"Death is just a hallucination," she told me, patiently and conclusively, as though explaining the answer of a riddle I had given up on. With anyone else I would have laughed. "It's just an illusion that your mommy and daddy put into your head. Your mind, your brain, your, uh, ego dies, but your body-oh-it can live forever. If you're beautiful. And you are, baby," she said, looking up into my eyes with the eyes of someone who is moved by something beyond herself. "You are. Big and beautiful."
When the girl and I talked, our conversation usually followed the same pattern. I was curious about her world and wanted her to talk about it. She was eager to share it. She had amazing confidence in the ideas she held, and her manner was proselytizing. I spoke primarily to bring her out and I tried to use her words. I played along so I could understand her better. In a way I talked down to her, as she may have done to me, but that's what any two people have to do before they can communicate.
A PICK-UP approached, and we turned and stuck out our thumbs. I thought it would stop and apparently the girl did, too, because when it did go by, she ran a few steps after it, leaned forward and squinted her eyes, and returned, "You see," she said. "I just killed them." The pick-up faded in the distance. "I can do that cause I'm a witch."
"How?" I asked, trying not to sound skeptical.
"It's easy. You just close your eyes and erase them. And when you open your eyes-poof." she opened her hands to show there was nothing in them, "they're dead." Then she added, "It's like, have you ever died on acid or something?"
I thought to say that inasmuch as a person experiences ago death. "he" doesn't experience it. Instead, I gave her an unqualified. "Yes."
"Well, it's like that," she said.
Only you don't come down.
A car finally stopped for us and agreed to give us a push. As the car backed around to get in position to push, the girl ran a few steps towards the Volvo, her bare fect barely touching the hot asphalt. Then she leaped into the air, kicking both legs, throwing her arms across her chest and back, and jerking her head back in one joyful gesture. I'd never seen anything like it.

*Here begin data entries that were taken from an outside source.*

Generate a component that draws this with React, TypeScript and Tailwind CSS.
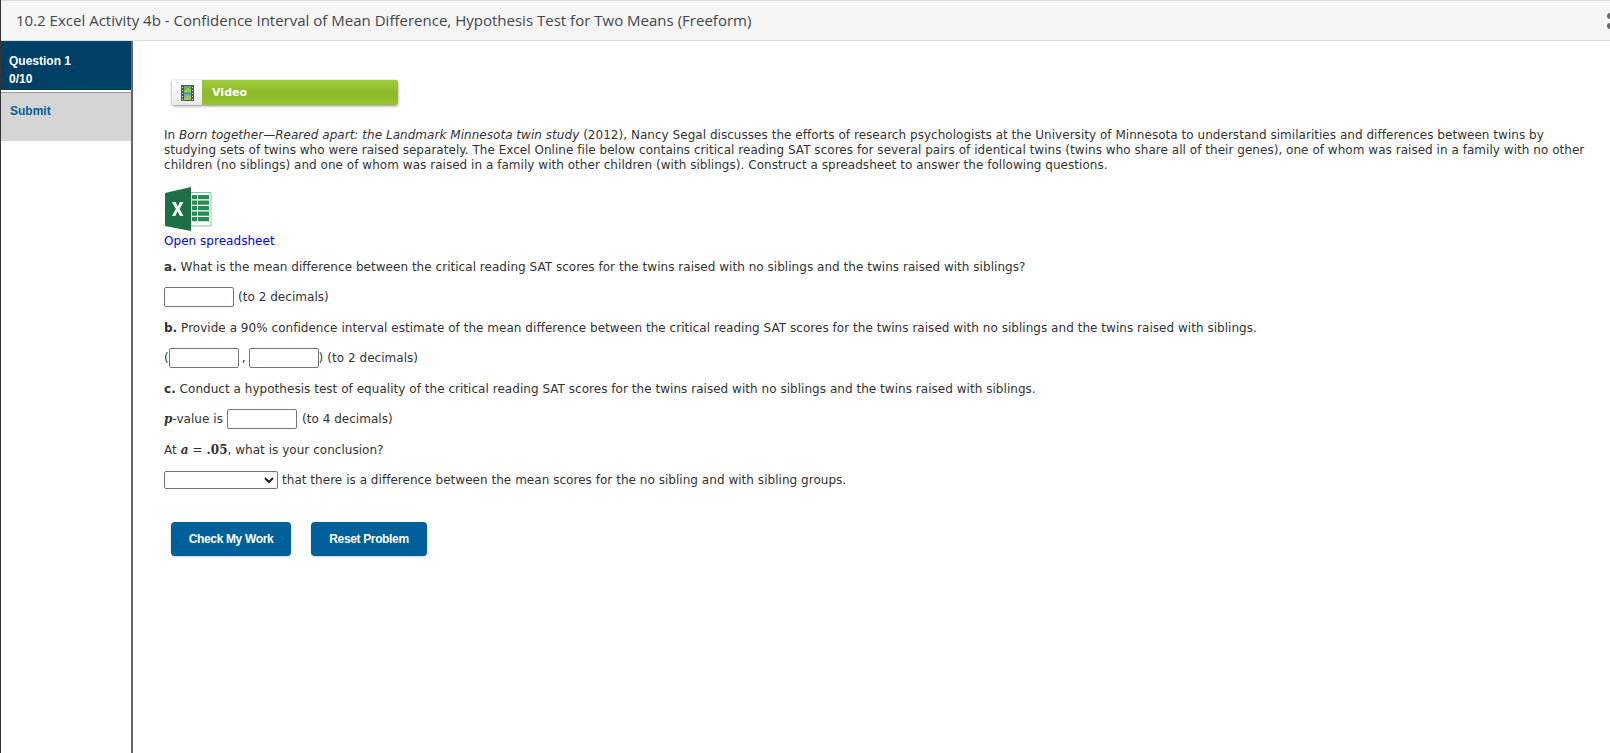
export default function App() {
  const body = "font-['DejaVu_Sans',sans-serif] text-[12px] leading-[15px] tracking-[0.035px] text-[#333]";
  const inputBox = "inline-block w-[70px] h-[20px] bg-white border border-[#767676] rounded-[2px] align-middle";
  const math = "font-['DejaVu_Serif',serif] font-bold italic text-[12px]";
  return (
    <div className="h-[753px] w-[1610px] overflow-hidden bg-white flex flex-col border-l border-[#333]">
      <div className="h-[41px] shrink-0 flex items-center justify-between bg-[#f6f6f6] border-t border-b border-[#dddddd] pl-[15px] font-['Open_Sans',sans-serif] text-[15px] tracking-[0.01px] text-[#43464d]">
        <span>10.2 Excel Activity 4b - Confidence Interval of Mean Difference, Hypothesis Test for Two Means (Freeform)</span>
        <div className="flex flex-col gap-[4px] w-[3px] overflow-hidden">
          <div className="w-[6px] h-[6px] rounded-full bg-[#6b6b6b]" />
          <div className="w-[6px] h-[6px] rounded-full bg-[#6b6b6b]" />
        </div>
      </div>
      <div className="flex flex-1 min-h-0">
        <aside className="w-[132px] shrink-0 border-r-2 border-[#666] font-['Liberation_Sans',sans-serif] font-bold text-[12px]">
          <div className="h-[49px] bg-[#003f66] text-white pl-[8px] pt-[11px] leading-[18px]">
            <div>Question 1</div>
            <div>0/10</div>
          </div>
          <div className="h-[2px] bg-white" />
          <div className="h-[49px] bg-[#d5d5d5] border-t border-[#999] pl-[9px] pt-[9px] text-[#00609a] leading-[18px]">Submit</div>
        </aside>
        <main className={`flex-1 min-w-0 pl-[31px] pt-[39px] ${body}`}>
          <div className="ml-[8px] w-[226px] h-[25px] flex rounded-[2px] shadow-[0_1px_3px_rgba(0,0,0,0.45)] overflow-hidden">
            <div className="w-[30px] bg-gradient-to-b from-white to-[#e9e9e9] flex items-center justify-center">
              <svg width="13" height="16" viewBox="0 0 13 16">
                <rect width="13" height="16" fill="#55585a" />
                <rect x="3" y="1" width="7" height="6.500" fill="#58b368" />
                <rect x="3" y="8.500" width="7" height="6.500" fill="#5bb0d5" />
                <path d="M3 6l4-3 3 2v2.500H3zM3 13l4-3 3 2v3H3z" fill="#9ccc4a" />
                <path d="M1 2h1v1H1zM1 5h1v1H1zM1 8h1v1H1zM1 11h1v1H1zM1 14h1v1H1zM11 2h1v1h-1zM11 5h1v1h-1zM11 8h1v1h-1zM11 11h1v1h-1zM11 14h1v1h-1z" fill="#dddddd" />
              </svg>
            </div>
            <div className="flex-1 bg-[linear-gradient(#a0cc3c,#8eb927_55%,#97c42d)] text-white font-bold text-[11px] pl-[10px] leading-[26px]">Video</div>
          </div>
          <p className="mt-[23px] w-[1428px]">
            In <i>Born together—Reared apart: the Landmark Minnesota twin study</i> (2012), Nancy Segal discusses the efforts of research psychologists at the University of Minnesota to understand similarities and differences between twins by studying sets of twins who were raised separately. The Excel Online file below contains critical reading SAT scores for several pairs of identical twins (twins who share all of their genes), one of whom was raised in a family with no other children (no siblings) and one of whom was raised in a family with other children (with siblings). Construct a spreadsheet to answer the following questions.
          </p>
          <svg className="mt-[14px] block" width="48" height="44" viewBox="0 0 48 44">
            <path d="M27 5.500h20v33.500H27z" fill="#fff" stroke="#8dbfa3" strokeWidth="1" />
            <path d="M28 8h5v4.300h-5zM34 8h11v4.300H34zM28 13.500h5v4.300h-5zM34 13.500h11v4.300H34zM28 19h5v4.300h-5zM34 19h11v4.300H34zM28 24.500h5v4.300h-5zM34 24.500h11v4.300H34zM28 30h5v4.300h-5zM34 30h11v4.300H34z" fill="#2a8a55" />
            <path d="M1 6L27 0v44L1 39z" fill="#1f6f45" />
            <path d="M8 15h3.600l2.100 4.600L16 15h3.400l-3.800 7 3.900 7h-3.600l-2.300-4.900L11.300 29H8l3.900-7z" fill="#fff" />
          </svg>
          <a className="block mt-[3px] text-[#0000ee]">Open spreadsheet</a>
          <p className="mt-[11px]"><b>a.</b> What is the mean difference between the critical reading SAT scores for the twins raised with no siblings and the twins raised with siblings?</p>
          <div className="mt-[12px] flex items-center h-[20px]">
            <span className={inputBox} />
            <span className="ml-[4px]">(to 2 decimals)</span>
          </div>
          <p className="mt-[14px]"><b>b.</b> Provide a 90% confidence interval estimate of the mean difference between the critical reading SAT scores for the twins raised with no siblings and the twins raised with siblings.</p>
          <div className="mt-[12px] flex items-center h-[20px]">
            <span>(</span>
            <span className={inputBox} />
            <span className="mx-[3px]">,</span>
            <span className={inputBox} />
            <span>)</span>
            <span className="ml-[4px]">(to 2 decimals)</span>
          </div>
          <p className="mt-[14px]"><b>c.</b> Conduct a hypothesis test of equality of the critical reading SAT scores for the twins raised with no siblings and the twins raised with siblings.</p>
          <div className="mt-[12px] flex items-center h-[20px]">
            <i className={math}>p</i>
            <span>-value is</span>
            <span className={`${inputBox} ml-[4px]`} />
            <span className="ml-[5px]">(to 4 decimals)</span>
          </div>
          <p className="mt-[14px]">At <i className={math}>a</i><span className="font-['DejaVu_Serif',serif] text-[12px] ml-[4px]">=</span><span className="font-['DejaVu_Serif',serif] font-bold text-[12px] ml-[4px]">.05</span>, what is your conclusion?</p>
          <div className="mt-[13px] flex items-center h-[18px]">
            <span className="relative w-[114px] h-[18px] bg-white border border-[#767676] rounded-[2px]">
              <svg className="absolute right-[3px] top-[4px]" width="10" height="8" viewBox="0 0 10 8"><path d="M1 2l4 4 4-4" fill="none" stroke="#222" strokeWidth="2" /></svg>
            </span>
            <span className="ml-[4px]">that there is a difference between the mean scores for the no sibling and with sibling groups.</span>
          </div>
          <div className="mt-[33px] ml-[7px] flex gap-[20px] font-['Liberation_Sans',sans-serif] font-bold text-[12px] tracking-[-0.35px] text-white">
            <button className="w-[120px] h-[34px] rounded-[4px] bg-[#00609a] shadow-[0_1px_2px_rgba(0,0,0,0.2)]">Check My Work</button>
            <button className="w-[116px] h-[34px] rounded-[4px] bg-[#00609a] shadow-[0_1px_2px_rgba(0,0,0,0.2)]">Reset Problem</button>
          </div>
        </main>
      </div>
    </div>
  );
}
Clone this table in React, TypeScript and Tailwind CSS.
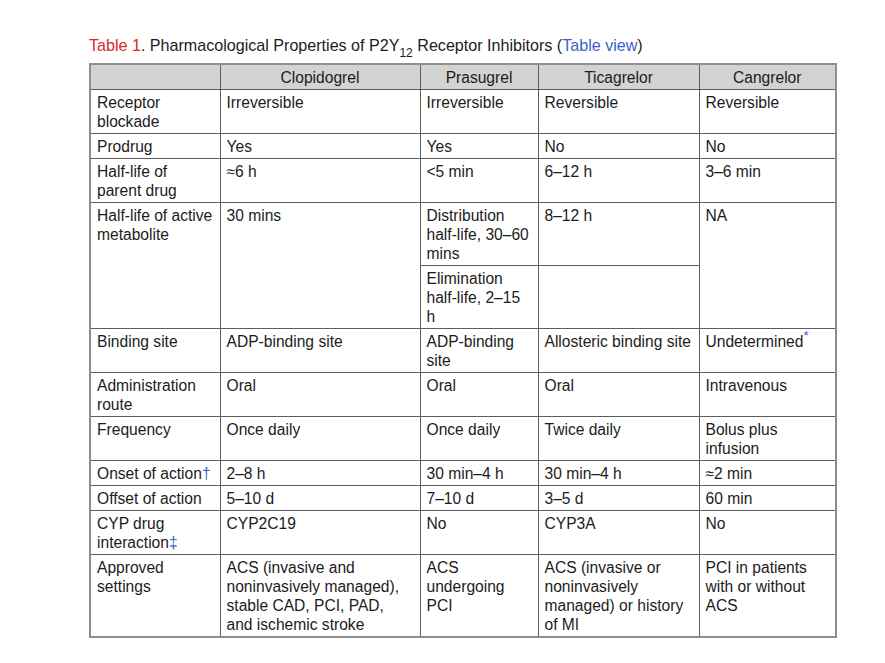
const cell = "border border-[#5c5c5c] px-[6px] pt-[3px] pb-[2px] align-top";

function Dagger({ c }: { c: string }) {
  return <span className="text-[#3a5fc8]">{c}</span>;
}

export default function App() {
  return (
    <div className="min-h-screen bg-white pl-[89px] pt-[35px] font-['Liberation_Sans',Arial,sans-serif] text-[#1c1c1c]">
      <h1 className="text-[16.1px] leading-[20px] font-normal">
        <span className="text-[#d8282e]">Table 1</span>. Pharmacological Properties of P2Y
        <sub className="text-[12px] leading-none align-[-3px]">12</sub> Receptor Inhibitors (
        <span className="text-[#3a5fc8]">Table view</span>)
      </h1>

      <table className="mt-[7px] w-[746px] table-fixed border-collapse border-2 border-[#8e8e8e] text-[15.6px] leading-[19px]">
        <colgroup>
          <col className="w-[130px]" />
          <col className="w-[200px]" />
          <col className="w-[118px]" />
          <col className="w-[161px]" />
          <col className="w-[137px]" />
        </colgroup>
        <thead>
          <tr className="bg-[#d3d3d3]">
            <th className={`${cell} font-normal`}></th>
            <th className={`${cell} font-normal text-center`}>Clopidogrel</th>
            <th className={`${cell} font-normal text-center`}>Prasugrel</th>
            <th className={`${cell} font-normal text-center`}>Ticagrelor</th>
            <th className={`${cell} font-normal text-center`}>Cangrelor</th>
          </tr>
        </thead>
        <tbody>
          <tr>
            <td className={cell}>Receptor blockade</td>
            <td className={cell}>Irreversible</td>
            <td className={cell}>Irreversible</td>
            <td className={cell}>Reversible</td>
            <td className={cell}>Reversible</td>
          </tr>
          <tr>
            <td className={cell}>Prodrug</td>
            <td className={cell}>Yes</td>
            <td className={cell}>Yes</td>
            <td className={cell}>No</td>
            <td className={cell}>No</td>
          </tr>
          <tr>
            <td className={cell}>Half-life of parent drug</td>
            <td className={cell}>≈6 h</td>
            <td className={cell}>&lt;5 min</td>
            <td className={cell}>6–12 h</td>
            <td className={cell}>3–6 min</td>
          </tr>
          <tr>
            <td className={cell} rowSpan={2}>Half-life of active metabolite</td>
            <td className={cell} rowSpan={2}>30 mins</td>
            <td className={cell}>Distribution half-life, 30–60 mins</td>
            <td className={cell}>8–12 h</td>
            <td className={cell} rowSpan={2}>NA</td>
          </tr>
          <tr>
            <td className={cell}>Elimination half-life, 2–15 h</td>
            <td className={cell}></td>
          </tr>
          <tr>
            <td className={cell}>Binding site</td>
            <td className={cell}>ADP-binding site</td>
            <td className={cell}>ADP-binding site</td>
            <td className={cell}>Allosteric binding site</td>
            <td className={cell}>
              Undetermined
              <sup className="text-[13px] leading-none text-[#3a5fc8] align-[1px]">*</sup>
            </td>
          </tr>
          <tr>
            <td className={cell}>Administration route</td>
            <td className={cell}>Oral</td>
            <td className={cell}>Oral</td>
            <td className={cell}>Oral</td>
            <td className={cell}>Intravenous</td>
          </tr>
          <tr>
            <td className={cell}>Frequency</td>
            <td className={cell}>Once daily</td>
            <td className={cell}>Once daily</td>
            <td className={cell}>Twice daily</td>
            <td className={cell}>Bolus plus infusion</td>
          </tr>
          <tr>
            <td className={cell}>
              Onset of action<Dagger c="†" />
            </td>
            <td className={cell}>2–8 h</td>
            <td className={cell}>30 min–4 h</td>
            <td className={cell}>30 min–4 h</td>
            <td className={cell}>≈2 min</td>
          </tr>
          <tr>
            <td className={cell}>Offset of action</td>
            <td className={cell}>5–10 d</td>
            <td className={cell}>7–10 d</td>
            <td className={cell}>3–5 d</td>
            <td className={cell}>60 min</td>
          </tr>
          <tr>
            <td className={cell}>
              CYP drug interaction<Dagger c="‡" />
            </td>
            <td className={cell}>CYP2C19</td>
            <td className={cell}>No</td>
            <td className={cell}>CYP3A</td>
            <td className={cell}>No</td>
          </tr>
          <tr>
            <td className={cell}>Approved settings</td>
            <td className={cell}>
              ACS (invasive and noninvasively managed), stable CAD, PCI, PAD, and ischemic stroke
            </td>
            <td className={cell}>ACS undergoing PCI</td>
            <td className={cell}>ACS (invasive or noninvasively managed) or history of MI</td>
            <td className={cell}>PCI in patients with or without ACS</td>
          </tr>
        </tbody>
      </table>
    </div>
  );
}
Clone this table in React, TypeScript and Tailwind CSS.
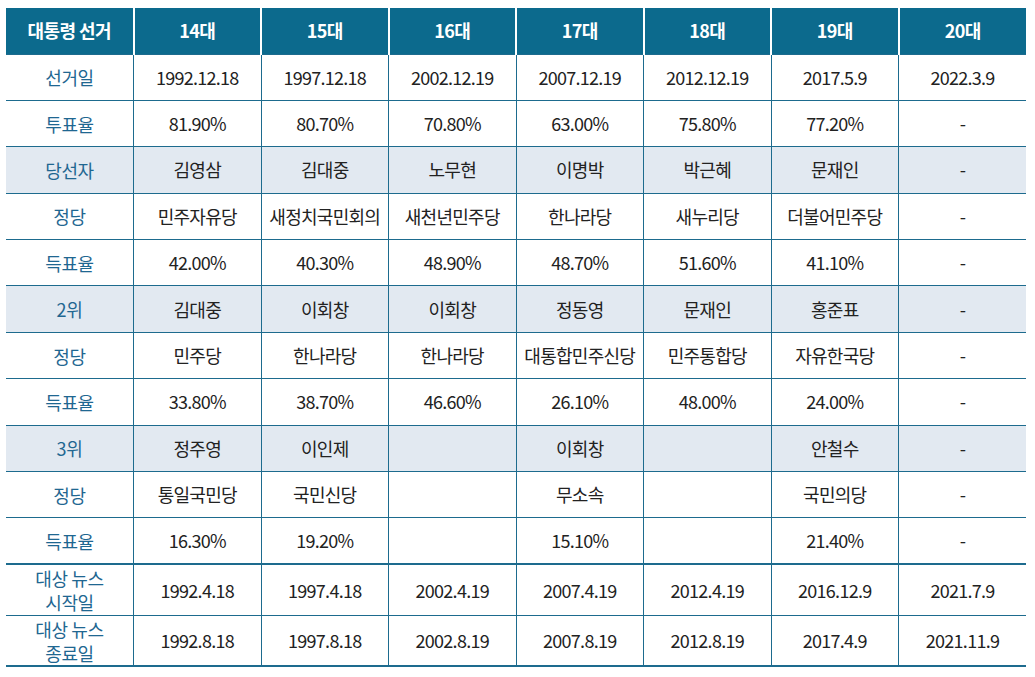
const headers = ["대통령 선거", "14대", "15대", "16대", "17대", "18대", "19대", "20대"];

type Row = { label: string[]; cells: string[]; shaded?: boolean; tall?: boolean };

const rows: Row[] = [
  { label: ["선거일"], cells: ["1992.12.18", "1997.12.18", "2002.12.19", "2007.12.19", "2012.12.19", "2017.5.9", "2022.3.9"] },
  { label: ["투표율"], cells: ["81.90%", "80.70%", "70.80%", "63.00%", "75.80%", "77.20%", "-"] },
  { label: ["당선자"], cells: ["김영삼", "김대중", "노무현", "이명박", "박근혜", "문재인", "-"], shaded: true },
  { label: ["정당"], cells: ["민주자유당", "새정치국민회의", "새천년민주당", "한나라당", "새누리당", "더불어민주당", "-"] },
  { label: ["득표율"], cells: ["42.00%", "40.30%", "48.90%", "48.70%", "51.60%", "41.10%", "-"] },
  { label: ["2위"], cells: ["김대중", "이회창", "이회창", "정동영", "문재인", "홍준표", "-"], shaded: true },
  { label: ["정당"], cells: ["민주당", "한나라당", "한나라당", "대통합민주신당", "민주통합당", "자유한국당", "-"] },
  { label: ["득표율"], cells: ["33.80%", "38.70%", "46.60%", "26.10%", "48.00%", "24.00%", "-"] },
  { label: ["3위"], cells: ["정주영", "이인제", "", "이회창", "", "안철수", "-"], shaded: true },
  { label: ["정당"], cells: ["통일국민당", "국민신당", "", "무소속", "", "국민의당", "-"] },
  { label: ["득표율"], cells: ["16.30%", "19.20%", "", "15.10%", "", "21.40%", "-"] },
  { label: ["대상 뉴스", "시작일"], cells: ["1992.4.18", "1997.4.18", "2002.4.19", "2007.4.19", "2012.4.19", "2016.12.9", "2021.7.9"], tall: true },
  { label: ["대상 뉴스", "종료일"], cells: ["1992.8.18", "1997.8.18", "2002.8.19", "2007.8.19", "2012.8.19", "2017.4.9", "2021.11.9"], tall: true },
];

export default function App() {
  return (
    <div className="w-[1035px] h-[677px] bg-white pl-[6px] pt-[8px] font-['Noto_Sans_CJK_KR','Noto_Sans',sans-serif]">
      <table className="w-[1020px] table-fixed border-collapse">
        <thead>
          <tr className="h-[46px] bg-[#0c6a8d]">
            {headers.map((h, i) => (
              <th
                key={h}
                className={`text-white text-[18px] font-bold tracking-[-0.03em] text-center align-middle ${
                  i > 0 ? "border-l-2 border-white" : ""
                }`}
              >
                {h}
              </th>
            ))}
          </tr>
        </thead>
        <tbody>
          {rows.map((r, ri) => (
            <tr
              key={ri}
              className={`${r.tall ? "h-[51px]" : "h-[46.4px]"} ${r.shaded ? "bg-[#e2e9f1]" : "bg-white"} ${
                ri === 11 ? "border-t-2" : "border-t"
              } border-[#1d6b8e] ${ri === rows.length - 1 ? "border-b-2" : ""}`}
            >
              <td className="text-center align-middle text-[#1f6791] text-[18px] leading-[24px] tracking-[-0.02em]">
                {r.label.map((l) => (
                  <div key={l}>{l}</div>
                ))}
              </td>
              {r.cells.map((c, ci) => (
                <td
                  key={ci}
                  className="border-l border-[#1d6b8e] text-center align-middle text-[#222222] text-[18px] tracking-[-0.04em] whitespace-nowrap"
                >
                  {c}
                </td>
              ))}
            </tr>
          ))}
        </tbody>
      </table>
    </div>
  );
}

The car started but died before we had gone a mile. The girl said she would hitch on into Albuquerque (about thirty miles) and get a tow-truck. She could use the credit card. It was pretty safe to use a gasoline credit card that didn't have your name on it, she said. All they did if you got caught was pick up the credit card. It was different using a bad department store card. You get arrested on the spot. Her sister had been thrown in jail for trying to buy sleeping bags with a stolen Sears card.
Again I stood with her on the road until she got a ride.
She talked about death frequently. She explained how it didn't matter if pigs were killed because they were going through changes. They would be incarnated as beautiful people that much sooner.
While she was gone, I waited inside the car with the two guys from New Jersey. We kept the doors open and drank the last of the water in the bag, trying to get comfortable and cool. We smoked cigarettes, or parts of them-we were too hot and dry in the mouth to enjoy smoking. "That girl's crazy," one of them said after a while.
"Yeah, she's far out all right." I said. But I left the possibility in my mind that I might be able to communicate on her wavelength.
"She says she's a witch," said the other one.